-- BEGIN RECORDS PROVIDED --
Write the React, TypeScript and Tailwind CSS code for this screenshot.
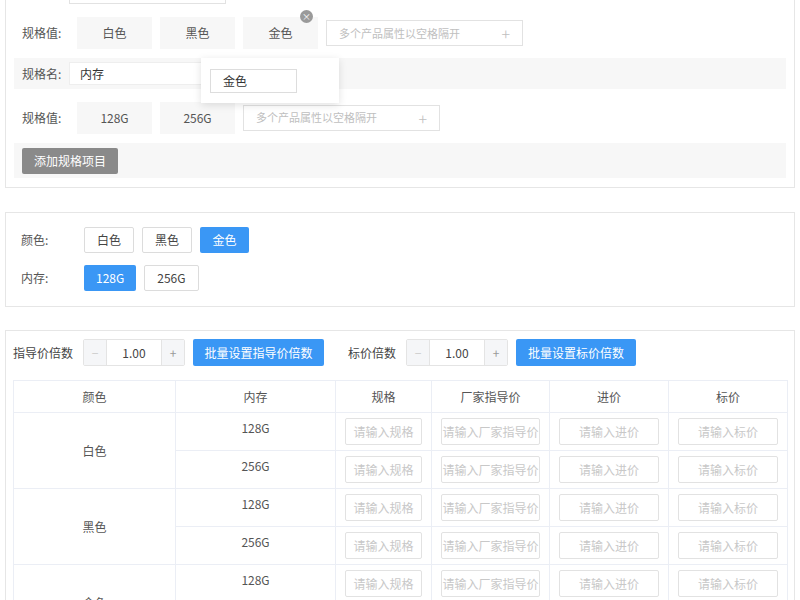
import React from "react";

const F = { fontFamily: '"Noto Sans CJK SC", "Liberation Sans", sans-serif' };

function Chip({ t, w = "w-[75px]" }: { t: string; w?: string }) {
  return <div className={`${w} h-[32px] bg-[#f7f7f7] flex items-center justify-center text-[12px] text-[#555]`}>{t}</div>;
}
function AddInput({ w }: { w: string }) {
  return (
    <div className={`${w} h-[26px] border border-[#e2e2e2] bg-white flex items-center justify-between px-3 text-[11px] text-[#c0c0c0] whitespace-nowrap overflow-hidden`}>
      <span>多个产品属性以空格隔开</span><span className="text-[16px] font-light">+</span>
    </div>
  );
}
function Opt({ t, on }: { t: string; on?: boolean }) {
  return (
    <div className={`h-[26px] px-3 min-w-[49px] flex items-center justify-center text-[12px] rounded-[2px] ${on ? "bg-[#3a97f5] text-white" : "border border-[#dcdcdc] text-[#444] bg-white"}`}>{t}</div>
  );
}
function Stepper() {
  return (
    <div className="flex h-[27px] border border-[#e4e4e4] rounded-[2px] w-[102px] text-[12px]">
      <div className="w-[23px] bg-[#f5f6f8] flex items-center justify-center text-[#ccc] border-r border-[#e4e4e4]">−</div>
      <div className="flex-1 flex items-center justify-center text-[#444]">1.00</div>
      <div className="w-[23px] bg-[#f5f6f8] flex items-center justify-center text-[#999] border-l border-[#e4e4e4]">+</div>
    </div>
  );
}
function Cell({ t }: { t: string }) {
  return (
    <td className="border border-[#ebeef5] px-[9px] py-[5px]">
      <div className="h-[27px] border border-[#e2e2e2] rounded-[2px] flex items-center justify-center text-[12px] text-[#c8c8c8] overflow-hidden whitespace-nowrap">{t}</div>
    </td>
  );
}

export default function App() {
  const colors = ["白色", "黑色", "金色"];
  return (
    <div style={F} className="w-[800px] h-[600px] overflow-hidden bg-white relative">
      <div className="mx-[5px] mt-[-8px] border border-[#e6e6e6] px-[8px] pb-[9px] relative">
        <div className="h-[11px] flex items-end pl-[55px]"><div className="w-[157px] h-[14px] border border-[#e2e2e2] bg-white" /></div>
        <div className="flex items-center gap-[8px] pl-[8px] h-[32px] mt-[13px]">
          <span className="w-[47px] text-[12px] text-[#555]">规格值:</span>
          <Chip t="白色" /><Chip t="黑色" /><Chip t="金色" />
          <AddInput w="w-[197px]" />
        </div>
        <div className="flex items-center bg-[#f7f7f7] h-[31px] mt-[9px] pl-[8px]">
          <span className="w-[47px] text-[12px] text-[#555]">规格名:</span>
          <div className="w-[135px] h-[23px] bg-white border border-[#eee] flex items-center pl-[10px] text-[12px] text-[#333]">内存</div>
        </div>
        <div className="flex items-center gap-[8px] pl-[8px] h-[33px] mt-[12px]">
          <span className="w-[47px] text-[12px] text-[#555]">规格值:</span>
          <Chip t="128G" /><Chip t="256G" />
          <AddInput w="w-[197px]" />
        </div>
        <div className="flex items-center bg-[#f7f7f7] h-[35px] mt-[9px] pl-[8px]">
          <div className="h-[26px] px-[12px] bg-[#8a8a8a] rounded-[2px] text-white text-[12px] flex items-center">添加规格项目</div>
        </div>
        <div className="absolute left-[195px] top-[65px] w-[138px] h-[45px] bg-white shadow-[0_2px_8px_rgba(0,0,0,0.12)] flex items-center pl-[9px]">
          <div className="w-[87px] h-[24px] border border-[#ddd] text-[12px] text-[#333] flex items-center pl-[12px]">金色</div>
        </div>
        <div className="absolute left-[294px] top-[17px] w-[13px] h-[13px] rounded-full bg-[#9a9a9a] text-white text-[9px] leading-[13px] text-center">×</div>
      </div>

      <div className="mx-[5px] mt-[24px] h-[95px] border border-[#e6e6e6] px-[15px] pt-[14px] flex flex-col gap-[12px]">
        <div className="flex items-center gap-[8px]">
          <span className="w-[55px] text-[12px] text-[#555]">颜色:</span>
          {colors.map((c) => <Opt key={c} t={c} on={c === "金色"} />)}
        </div>
        <div className="flex items-center gap-[8px]">
          <span className="w-[55px] text-[12px] text-[#555]">内存:</span>
          <Opt t="128G" on /><Opt t="256G" />
        </div>
      </div>

      <div className="mx-[5px] mt-[23px] border border-[#e6e6e6] px-[7px] pt-[8px]">
        <div className="flex items-center h-[27px] text-[12px] text-[#444]">
          <span className="w-[70px]">指导价倍数</span>
          <Stepper />
          <div className="ml-[8px] h-[27px] w-[131px] bg-[#3a97f5] text-white rounded-[2px] flex items-center justify-center">批量设置指导价倍数</div>
          <span className="ml-[24px] w-[58px]">标价倍数</span>
          <Stepper />
          <div className="ml-[8px] h-[27px] w-[120px] bg-[#3a97f5] text-white rounded-[2px] flex items-center justify-center">批量设置标价倍数</div>
        </div>
        <table className="mt-[14px] w-[774px] border-collapse table-fixed text-[12px] text-[#555]">
          <colgroup>
            <col className="w-[162px]" /><col className="w-[160px]" /><col className="w-[96px]" /><col className="w-[118px]" /><col className="w-[119px]" /><col className="w-[119px]" />
          </colgroup>
          <thead>
            <tr className="h-[32px]">
              {["颜色", "内存", "规格", "厂家指导价", "进价", "标价"].map((h) => (
                <th key={h} className="border border-[#ebeef5] font-normal">{h}</th>
              ))}
            </tr>
          </thead>
          <tbody>
            {colors.map((c) => ["128G", "256G"].map((m, i) => (
              <tr key={c + m} className="h-[37px]">
                {i === 0 && <td rowSpan={2} className="border border-[#ebeef5] text-center">{c}</td>}
                <td className="border border-[#ebeef5] text-center align-top pt-[6px]">{m}</td>
                <Cell t="请输入规格" /><Cell t="请输入厂家指导价" /><Cell t="请输入进价" /><Cell t="请输入标价" />
              </tr>
            )))}
          </tbody>
        </table>
      </div>
    </div>
  );
}
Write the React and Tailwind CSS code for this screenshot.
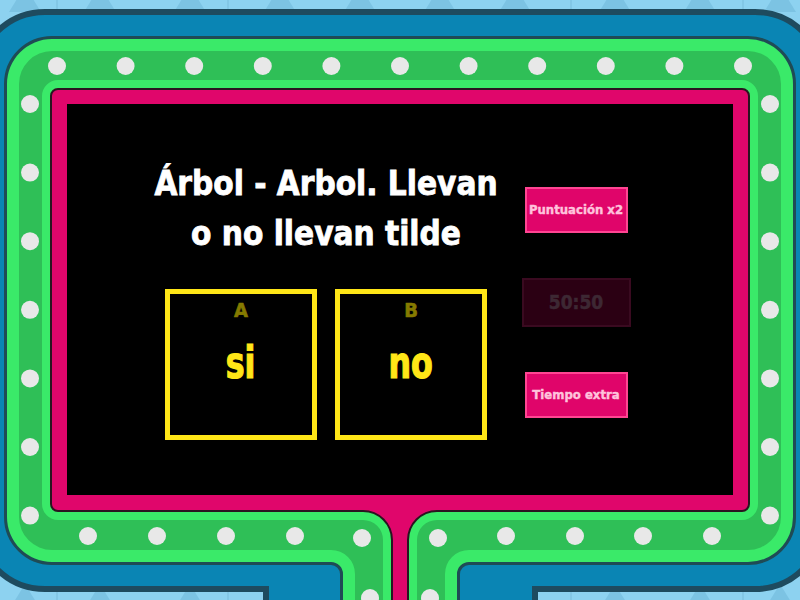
const BLUE =
  "M 45 12 H 755 A 68 68 0 0 1 823 80 V 521 A 68 68 0 0 1 755 589 H 535 V 615 H 266 V 589 H 45 A 68 68 0 0 1 -23 521 V 80 A 68 68 0 0 1 45 12 Z";
const OUTER =
  "M 52 39 H 748 A 45 45 0 0 1 793 84 V 517 A 45 45 0 0 1 748 562 H 469 A 12 12 0 0 0 457 574 V 620 H 343 V 574 A 12 12 0 0 0 331 562 H 52 A 45 45 0 0 1 7 517 V 84 A 45 45 0 0 1 52 39 Z";
const MID =
  "M 52 51 H 748 A 33 33 0 0 1 781 84 V 517 A 33 33 0 0 1 748 550 H 469 A 24 24 0 0 0 445 574 V 620 H 355 V 574 A 24 24 0 0 0 331 550 H 52 A 33 33 0 0 1 19 517 V 84 A 33 33 0 0 1 52 51 Z";
const INNER =
  "M 58 80 H 742 A 16 16 0 0 1 758 96 V 504 A 16 16 0 0 1 742 520 H 437 A 20 20 0 0 0 417 540 V 620 H 383 V 540 A 20 20 0 0 0 363 520 H 58 A 16 16 0 0 1 42 504 V 96 A 16 16 0 0 1 58 80 Z";
const PINK =
  "M 58 90 H 742 A 6 6 0 0 1 748 96 V 504 A 6 6 0 0 1 742 510 H 437 A 30 30 0 0 0 407 540 V 620 H 393 V 540 A 30 30 0 0 0 363 510 H 58 A 6 6 0 0 1 52 504 V 96 A 6 6 0 0 1 58 90 Z";

const side = [104, 172.6, 241.2, 309.8, 378.4, 447, 515.6];
const dots = [
  ...Array.from({ length: 11 }, (_, i) => [57 + i * 68.6, 66]),
  ...side.map((y) => [30, y]),
  ...side.map((y) => [770, y]),
  [88, 536], [157, 536], [226, 536], [295, 536], [362, 538],
  [438, 538], [506, 536], [575, 536], [643, 536], [712, 536],
  [370, 598], [430, 598],
];

const triangles = [25, 100, 190, 280, 360, 440, 515, 615, 700, 780];

function Frame() {
  return (
    <svg className="absolute inset-0" width="800" height="600" viewBox="0 0 800 600">
      {triangles.map((x) => (
        <g key={x} fill="#7cc3e3">
          <polygon points={`${x - 16},12 ${x},-14 ${x + 16},12`} />
          <polygon points={`${x - 16},610 ${x},584 ${x + 16},610`} />
        </g>
      ))}
      {[57, 228, 571, 743].map((x) => (
        <line key={x} x1={x} y1="0" x2={x} y2="600" stroke="#78bcdb" strokeWidth="1" />
      ))}
      <path d={BLUE} fill="#0a85b4" stroke="#1e4b5f" strokeWidth="6" />
      <path d={OUTER} fill="#1f4b55" stroke="#1f4b55" strokeWidth="6" />
      <path d={OUTER} fill="#3aea69" />
      <path d={MID} fill="#2fbf57" />
      <path d={INNER} fill="#3aea69" />
      {dots.map(([cx, cy], i) => (
        <circle key={i} cx={cx} cy={cy} r="9" fill="#e8e8e8" />
      ))}
      <path d={PINK} fill="#2a1520" stroke="#2a1520" strokeWidth="4" />
      <path d={PINK} fill="#e0066b" />
    </svg>
  );
}

function Answer({ letter, text }) {
  return (
    <div className="flex h-[151px] w-[152px] flex-col items-center border-[5px] border-[#ffe617]">
      <span className="mt-[7px] text-[20px] leading-[19px] font-bold text-[#857a00] [-webkit-text-stroke:0.6px_#857a00]">
        {letter}
      </span>
      <span className="mt-[21px] inline-block scale-x-80 text-[44px] leading-[44px] font-bold text-[#ffe617] [-webkit-text-stroke:1.2px_#ffe617]">
        {text}
      </span>
    </div>
  );
}

function PowerButton({ children, disabled }) {
  if (disabled) {
    return (
      <div className="flex h-[49px] w-[109px] items-center justify-center border-2 border-[#3a0a20] bg-[#2b0013] text-[19px] font-bold text-[#3d2833] [-webkit-text-stroke:0.5px_#3d2833]">
        {children}
      </div>
    );
  }
  return (
    <div className="flex h-[46px] w-[103px] items-center justify-center border-2 border-[#ff4592] bg-[#e0056a] text-[13px] font-bold text-[#ffc3dc] [-webkit-text-stroke:0.4px_#ffc3dc]">
      {children}
    </div>
  );
}

export default function App() {
  return (
    <div className="relative h-[600px] w-[800px] overflow-hidden bg-[#8dd2f0] font-['DejaVu_Sans_Condensed','DejaVu_Sans',sans-serif] font-stretch-condensed">
      <Frame />
      <div className="relative pt-[104px] pl-[67px]">
        <div className="flex h-[391px] w-[666px] items-center bg-black">
          <div className="ml-[84px] flex w-[350px] flex-col items-center">
            <h1 className="text-center text-[33px] leading-[50px] font-bold text-white [-webkit-text-stroke:0.8px_white]">
              Árbol - Arbol. Llevan
              <br />o no llevan tilde
            </h1>
            <div className="mt-[30px] flex gap-[18px]">
              <Answer letter="A" text="si" />
              <Answer letter="B" text="no" />
            </div>
          </div>
          <div className="mt-[6px] ml-[20px] flex w-[110px] flex-col items-center gap-[45px]">
            <PowerButton>Puntuación x2</PowerButton>
            <PowerButton disabled>50:50</PowerButton>
            <PowerButton>Tiempo extra</PowerButton>
          </div>
        </div>
      </div>
    </div>
  );
}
-- END RECORDS PROVIDED --
DIRECTIONS — Check each line above for the string "code" and show the ones that have it.

EXERCISE OUTPUT —
Write the React, TypeScript and Tailwind CSS code for this screenshot.
Write the React and Tailwind CSS code for this screenshot.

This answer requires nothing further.